Son salut désormais dépend d'un souverain

Qui, pour tout conserver, tienne tout en sa main.

Cicéron, voulant justifier Ligarius d'avoir porté les armes contre César, rappelle que l'accusateur même de Ligarius était alors son compagnon d'armes :

O Tubéron, que faisait ton épée nue à Pharsale? Quel flanc cherchais-tu à percer? Dans quel sein voulaient se plonger tes armes sanglantes? D'où te venaient cette ardeur et ce courage? Ces yeux, ce bras, que cherchaient-ils? En un mot, que poursuivais-tu? Que prétendais-tu ?

C'est ce trait d'éloquence qui fit une si vive impression sur César que, suivant Plutarque, il laissa échapper de sa main les papiers parmi lesquels était la condamnation de Ligarius.

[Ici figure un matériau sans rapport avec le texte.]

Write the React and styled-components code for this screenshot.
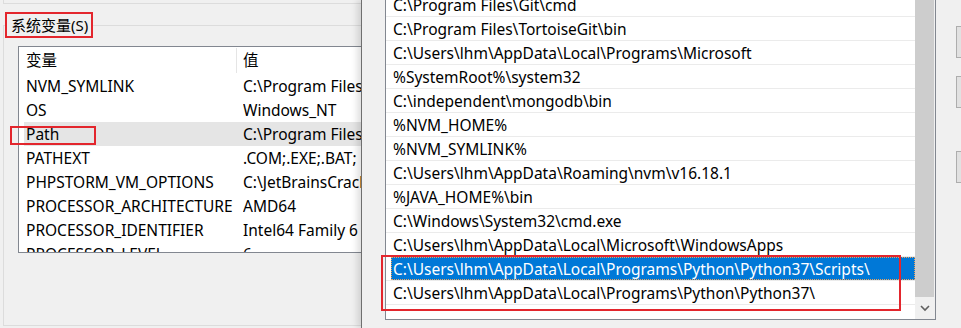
import React from 'react';
import styled, { createGlobalStyle } from 'styled-components';

const GlobalStyle = createGlobalStyle`
  html, body {
    margin: 0;
    padding: 0;
    background: #f0f0f0;
  }
  body {
    font-family: "Noto Sans", "Noto Sans CJK SC", sans-serif;
    overflow: hidden;
  }
`;

const Screen = styled.div`
  display: flex;
  width: 961px;
  height: 328px;
  overflow: hidden;
  background: #f0f0f0;
  color: #000;
  font-size: 15.5px;
`;

/* ---------- back dialog (环境变量) ---------- */

const BackDialog = styled.div`
  position: relative;
  width: 361px;
  flex-shrink: 0;
  display: flex;
  flex-direction: column;
  overflow: hidden;
`;

const PrevGroupEdge = styled.div`
  margin-left: 3px;
  height: 3px;
  border-left: 1px solid #dcdcdc;
  border-bottom: 1px solid #dcdcdc;
`;

const GroupBox = styled.fieldset`
  flex: 1;
  min-width: 0;
  margin: 8px 0 2px 3px;
  padding: 0 0 0 1px;
  border: 1px solid #dcdcdc;
  border-right: none;
`;

const GroupLegend = styled.legend`
  box-sizing: border-box;
  height: 26px;
  padding: 0 3px 0 4px;
  border: 2px solid #e3262d;
  line-height: 22px;
  font-size: 15px;
`;

const ListView = styled.div`
  box-sizing: border-box;
  width: 345px;
  height: 207px;
  margin: 8px 0 0 13px;
  border: 1px solid #828790;
  background: #fff;
  overflow: hidden;
`;

const Header = styled.div`
  display: flex;
  height: 27px;
  align-items: center;
`;

const HeaderCell = styled.div`
  box-sizing: border-box;
  width: ${(p) => p.$width || 'auto'};
  height: 25px;
  line-height: 25px;
  padding-left: ${(p) => p.$pad}px;
  border-right: ${(p) => (p.$divider ? '1px solid #e5e5e5' : 'none')};
`;

const VarRow = styled.div`
  display: flex;
  align-items: center;
  height: 24px;
  margin-left: 5px;
  background: ${(p) => (p.$hover ? '#e5e5e5' : 'transparent')};
  white-space: nowrap;
`;

const NameCell = styled.div`
  box-sizing: border-box;
  width: 219px;
  padding-left: 2px;
  flex-shrink: 0;
`;

const ValueCell = styled.div`
  flex: 1;
  min-width: 0;
  overflow: hidden;
  white-space: nowrap;
`;

const Marker = styled.div`
  position: absolute;
  box-sizing: border-box;
  border: 2px solid #e3262d;
  pointer-events: none;
`;

/* ---------- front dialog (编辑环境变量) ---------- */

const FrontDialog = styled.div`
  position: relative;
  flex: 1;
  display: flex;
  align-items: flex-start;
  padding-left: 23px;
  border-left: 1px solid #6f6f6f;
  box-shadow: -4px 0 6px rgba(0, 0, 0, 0.12);
  background: #f0f0f0;
`;

const ListBox = styled.div`
  box-sizing: border-box;
  display: flex;
  width: 551px;
  height: 328px;
  margin-top: -8px;
  flex-shrink: 0;
  border: 1px solid #828790;
  background: #fff;
`;

const Items = styled.div`
  flex: 1;
  overflow: hidden;
`;

const PathRow = styled.div`
  box-sizing: border-box;
  display: flex;
  height: 24px;
  padding-left: 5px;
  border-bottom: 1px solid #ebebeb;
`;

const PathLabel = styled.div`
  flex: 1;
  padding: 2px 0 0 2px;
  line-height: 21px;
  white-space: nowrap;
  background: ${(p) => (p.$selected ? '#0078d7' : 'transparent')};
  color: ${(p) => (p.$selected ? '#fff' : '#000')};
  outline: ${(p) => (p.$selected ? '1px dotted #f0a35a' : 'none')};
  outline-offset: -1px;
`;

const ScrollBar = styled.div`
  display: flex;
  flex-direction: column;
  width: 20px;
  background: #f0f0f0;
`;

const Thumb = styled.div`
  flex: 1;
  margin-right: 1px;
  background: #cdcdcd;
`;

const ArrowButton = styled.div`
  display: flex;
  align-items: center;
  justify-content: center;
  height: 22px;
`;

const ButtonColumn = styled.div`
  display: flex;
  flex-direction: column;
  gap: 18px;
  margin-left: 20px;
  padding-top: 26px;
`;

const DlgButton = styled.button`
  box-sizing: border-box;
  width: 110px;
  height: 32px;
  margin-top: ${(p) => (p.$spaced ? '25px' : '0')};
  border: 1px solid #adadad;
  background: #e1e1e1;
  font: inherit;
  font-size: 15px;
  color: #000;
`;

const Watermark = styled.div`
  position: absolute;
  right: 15px;
  bottom: 7px;
  font-family: "Liberation Sans", sans-serif;
  font-size: 12px;
  color: #b2b2b2;
  pointer-events: none;
`;

const variables = [
  ['NVM_SYMLINK', 'C:\\Program Files\\'],
  ['OS', 'Windows_NT'],
  ['Path', 'C:\\Program Files\\'],
  ['PATHEXT', '.COM;.EXE;.BAT;'],
  ['PHPSTORM_VM_OPTIONS', 'C:\\JetBrainsCrack\\'],
  ['PROCESSOR_ARCHITECTURE', 'AMD64'],
  ['PROCESSOR_IDENTIFIER', 'Intel64 Family 6 M'],
  ['PROCESSOR_LEVEL', '6'],
];

const paths = [
  'C:\\Program Files\\Git\\cmd',
  'C:\\Program Files\\TortoiseGit\\bin',
  'C:\\Users\\lhm\\AppData\\Local\\Programs\\Microsoft',
  '%SystemRoot%\\system32',
  'C:\\independent\\mongodb\\bin',
  '%NVM_HOME%',
  '%NVM_SYMLINK%',
  'C:\\Users\\lhm\\AppData\\Roaming\\nvm\\v16.18.1',
  '%JAVA_HOME%\\bin',
  'C:\\Windows\\System32\\cmd.exe',
  'C:\\Users\\lhm\\AppData\\Local\\Microsoft\\WindowsApps',
  'C:\\Users\\lhm\\AppData\\Local\\Programs\\Python\\Python37\\Scripts\\',
  'C:\\Users\\lhm\\AppData\\Local\\Programs\\Python\\Python37\\',
];

export default function App() {
  return (
    <>
      <GlobalStyle />
      <Screen>
        <BackDialog>
          <PrevGroupEdge />
          <GroupBox>
            <GroupLegend>系统变量(S)</GroupLegend>
            <ListView>
              <Header>
                <HeaderCell $width='218px' $pad={7} $divider>变量</HeaderCell>
                <HeaderCell $pad={6}>值</HeaderCell>
              </Header>
              {variables.map(([name, value]) => (
                <VarRow key={name} $hover={name === 'Path'}>
                  <NameCell>{name}</NameCell>
                  <ValueCell>{value}</ValueCell>
                </VarRow>
              ))}
            </ListView>
          </GroupBox>
          <Marker style={{ left: 10, top: 126, width: 86, height: 19 }} />
        </BackDialog>

        <FrontDialog>
          <ListBox>
            <Items>
              {paths.map((p, i) => (
                <PathRow key={p}>
                  <PathLabel $selected={i === 11}>{p}</PathLabel>
                </PathRow>
              ))}
            </Items>
            <ScrollBar>
              <Thumb />
              <ArrowButton>
                <svg width='10' height='7' viewBox='0 0 10 7'>
                  <polyline points='1,1 5,5 9,1' fill='none' stroke='#606060' strokeWidth='1.6' />
                </svg>
              </ArrowButton>
            </ScrollBar>
          </ListBox>
          <ButtonColumn>
            <DlgButton>编辑(E)</DlgButton>
            <DlgButton>浏览(B)...</DlgButton>
            <DlgButton $spaced>上移(U)</DlgButton>
          </ButtonColumn>
          <Marker style={{ left: 19, top: 255, width: 520, height: 56 }} />
          <Watermark>CSDN @L_hm</Watermark>
        </FrontDialog>
      </Screen>
    </>
  );
}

Enfin Massillon donne un admirable exemple d'argument personnel dans cette énergique réponse du pauvre à la charité insolente de certains riches:

Mais s'il était permis à ce malheureux que vous outragez, de vous répondre; si l'abjection de son état n'avait pas mis le frein de la honte et du respect sur sa langue : « Que me reprochez-vous? vous dirait-il; une vie oisive et des mœurs inutiles et errantes? Mais quels sont les soins qui vous occupent dans votre opulence? les soucis de l'ambition, les inquiétudes de la fortune, les mouvements de la volupté. Je puis être un serviteur inutile: n'êtes-vous pas vous-même un serviteur infidèle? Ah! si les coupables étaient les plus pauvres et les plus malheureux ici-bas, votre destinée aurait-elle quelque chose au-dessus de la mienne? Vous me reprochez des forces dont je ne me sers pas : mais quel usage faites-vous des vôtres? Je ne devrais pas manger parce que je ne travaille point: mais êtes-vous dispensé vous-même de cette loi? N'êtes-vous riche que pour vivre dans une indigne mollesse ? Ah! Dieu jugera entre vous et moi.

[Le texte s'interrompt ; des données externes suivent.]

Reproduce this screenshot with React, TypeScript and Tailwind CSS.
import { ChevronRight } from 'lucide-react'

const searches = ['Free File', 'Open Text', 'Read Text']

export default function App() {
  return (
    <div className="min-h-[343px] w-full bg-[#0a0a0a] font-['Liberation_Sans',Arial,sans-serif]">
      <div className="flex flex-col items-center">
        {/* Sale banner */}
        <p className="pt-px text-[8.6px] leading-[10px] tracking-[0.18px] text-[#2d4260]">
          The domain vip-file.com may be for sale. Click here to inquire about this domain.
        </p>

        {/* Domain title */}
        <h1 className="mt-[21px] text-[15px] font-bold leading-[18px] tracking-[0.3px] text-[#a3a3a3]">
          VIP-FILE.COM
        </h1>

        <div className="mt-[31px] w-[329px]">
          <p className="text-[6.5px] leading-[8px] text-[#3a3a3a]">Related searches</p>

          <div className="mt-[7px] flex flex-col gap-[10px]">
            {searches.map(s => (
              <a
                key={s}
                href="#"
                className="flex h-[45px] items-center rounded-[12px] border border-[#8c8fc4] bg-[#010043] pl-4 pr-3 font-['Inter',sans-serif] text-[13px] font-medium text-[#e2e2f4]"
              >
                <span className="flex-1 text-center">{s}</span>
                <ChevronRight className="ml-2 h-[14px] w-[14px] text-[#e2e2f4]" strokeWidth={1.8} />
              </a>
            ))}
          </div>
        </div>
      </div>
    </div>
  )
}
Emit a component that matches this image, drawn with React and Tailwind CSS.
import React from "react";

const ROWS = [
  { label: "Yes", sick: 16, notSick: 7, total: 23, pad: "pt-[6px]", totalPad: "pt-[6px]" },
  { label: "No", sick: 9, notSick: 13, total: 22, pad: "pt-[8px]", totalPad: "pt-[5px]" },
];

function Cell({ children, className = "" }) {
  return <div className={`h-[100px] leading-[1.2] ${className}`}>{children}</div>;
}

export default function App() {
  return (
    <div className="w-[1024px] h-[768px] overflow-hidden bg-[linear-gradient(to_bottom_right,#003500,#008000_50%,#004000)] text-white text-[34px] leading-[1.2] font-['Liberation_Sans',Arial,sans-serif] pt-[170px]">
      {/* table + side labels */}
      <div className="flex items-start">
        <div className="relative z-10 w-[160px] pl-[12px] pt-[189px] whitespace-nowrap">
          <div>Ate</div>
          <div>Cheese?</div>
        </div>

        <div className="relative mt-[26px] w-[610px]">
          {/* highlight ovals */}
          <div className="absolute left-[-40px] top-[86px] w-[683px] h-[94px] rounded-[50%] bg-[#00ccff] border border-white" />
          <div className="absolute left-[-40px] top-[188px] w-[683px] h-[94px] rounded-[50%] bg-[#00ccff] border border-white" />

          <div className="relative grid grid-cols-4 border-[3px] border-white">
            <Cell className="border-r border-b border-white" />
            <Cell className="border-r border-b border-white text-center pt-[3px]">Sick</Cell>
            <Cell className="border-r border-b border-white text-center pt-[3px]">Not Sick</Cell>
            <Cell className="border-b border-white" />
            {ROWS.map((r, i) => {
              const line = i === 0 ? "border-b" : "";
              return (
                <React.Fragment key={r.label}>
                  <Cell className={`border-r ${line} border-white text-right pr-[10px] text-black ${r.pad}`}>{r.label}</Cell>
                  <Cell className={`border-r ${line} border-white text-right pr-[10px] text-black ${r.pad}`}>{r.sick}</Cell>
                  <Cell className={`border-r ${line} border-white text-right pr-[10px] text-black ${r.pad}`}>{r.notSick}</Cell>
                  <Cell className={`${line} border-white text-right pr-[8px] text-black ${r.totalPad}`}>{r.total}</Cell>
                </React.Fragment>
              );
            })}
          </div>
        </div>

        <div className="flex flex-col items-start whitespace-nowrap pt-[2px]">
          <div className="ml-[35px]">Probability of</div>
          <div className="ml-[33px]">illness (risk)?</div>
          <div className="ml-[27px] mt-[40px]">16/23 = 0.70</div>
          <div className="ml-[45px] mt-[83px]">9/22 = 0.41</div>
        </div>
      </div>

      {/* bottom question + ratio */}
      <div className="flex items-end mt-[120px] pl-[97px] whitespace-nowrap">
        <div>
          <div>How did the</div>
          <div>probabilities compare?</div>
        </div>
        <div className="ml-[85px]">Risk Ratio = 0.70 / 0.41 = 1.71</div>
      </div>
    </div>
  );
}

Quelques annés plus tard le même argument est prêté par Beaumarchais à Figaro; et il n'a pas cessé d'être vrai :

Aux vertus qu'on exige d'un domestique, Votre Excellence connaîtelle beaucoup de maîtres qui fussent dignes d'être valets?

C'est surtout dans la réfutation et la controverse que cette sorte d'argument trouve sa place et son emploi.

11. Différence entre l'argumentation philosophique at la preuve oratoire. Si le syllogisme est le fond commun de tout raisonnement, si l'esprit humain ne peut s'en affranchir, sa forme rigoureuse ne convient qu'au logicien et au géomètre. Dans une œuvre littéraire, cette forme a besoin d'être brisée ou voilée pour éviter la sécheresse et la monotonie. Par conséquent, l'argumentation oratoire est une argumentation philosophique, dont la nudité est embellie par des ornements qui ajoutent le charme à la raison. L'ordre le plus naturel à l'orateur ou à l'écrivain, c'est de poser d'abord la conséquence, puis de la justifier en la rattachant à un principe. Ainsi La Fontaine a dit :

Il ne se faut jamais moquer des misérables,

Car qui peut s'assurer d'être toujours heureux?

Cicéron nous donne un exemple de cet arrangement dans l'exorde de son plaidoyer pour le poëte Licinius Archias: S'il y a en moi, juges, quelque talent; si j'ai quelque habitude de la parole, qui a fait pendant longtemps l'objet de mon application; enfin si je dois beaucoup à l'étude des lettres, c'est à Licinius qu'appartient surtout le droit d'en recueillir le fruit. Du plus loin que je me rappelle le souvenir du passé, en remontant jusqu'à mes plus jeunes années, je le vois déjà qui m'introduit et qui me guide dans ces études littéraires. Si donc cette voix, animée par ses conseils et formée par ses leçons, a rendu quelques services utiles à nos concitoyens, celui qui m'a donné le pouvoir de défendre et de secourir les autres n'a-t-il pas droit d'exiger que je fasse tous mes efforts pour le défendre et le secourir lui-même?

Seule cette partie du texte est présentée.